» Short task
Copy all lines in which the word "React" can be found.

» The records
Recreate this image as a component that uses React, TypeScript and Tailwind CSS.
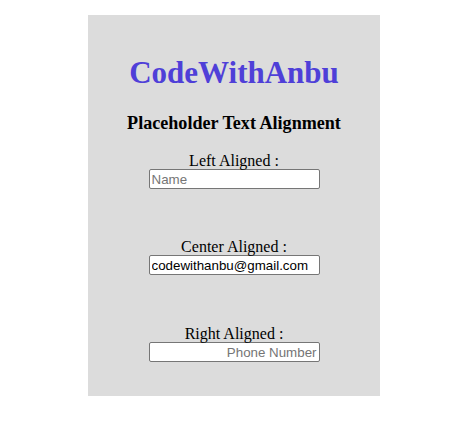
const serif = "font-['Liberation_Serif','Times_New_Roman',serif]";
const inputCls =
  "block mx-auto w-[171px] h-[20px] px-[2px] bg-white border border-[#767676] rounded-[2px] text-[13.33px] text-black font-['Liberation_Sans',Arial,sans-serif] placeholder:text-[#757575] outline-none";

const App = () => {
  return (
    <div className="w-[474px] h-[443px] bg-white">
      <div className={`ml-[88px] mt-[15px] inline-block w-[292px] h-[381px] bg-[#dcdcdc] text-center ${serif}`}>
        <h1 className="mt-[40px] text-[31px] leading-[35px] font-bold text-[#4f3fd8]">CodeWithAnbu</h1>
        <h3 className="mt-[22px] text-[18.1px] leading-[22px] font-bold text-black">Placeholder Text Alignment</h3>

        <div className="mt-[18px] text-[16px] leading-[17px] text-black">Left Aligned :</div>
        <input className={`${inputCls} text-left`} placeholder="Name" readOnly />

        <div className="mt-[49px] text-[16px] leading-[17px] text-black">Center Aligned :</div>
        <input className={`${inputCls} text-left`} defaultValue="codewithanbu@gmail.com" />

        <div className="mt-[50px] text-[16px] leading-[17px] text-black">Right Aligned :</div>
        <input className={`${inputCls} text-right`} placeholder="Phone Number" readOnly />
      </div>
    </div>
  );
};

export default App;
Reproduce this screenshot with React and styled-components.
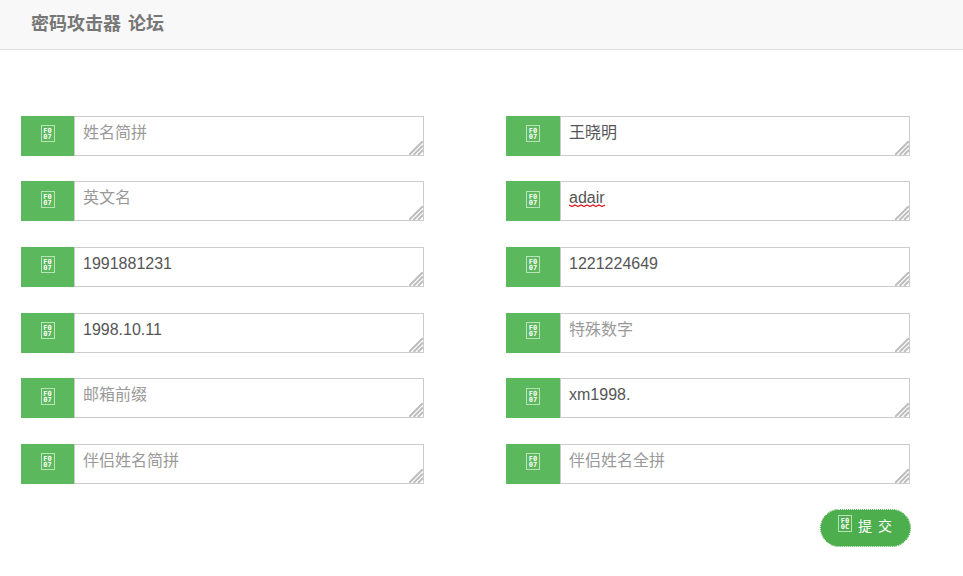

» Final answer
Recreate this image as a component that uses React, TypeScript and Tailwind CSS.
Reproduce this screenshot with React and styled-components.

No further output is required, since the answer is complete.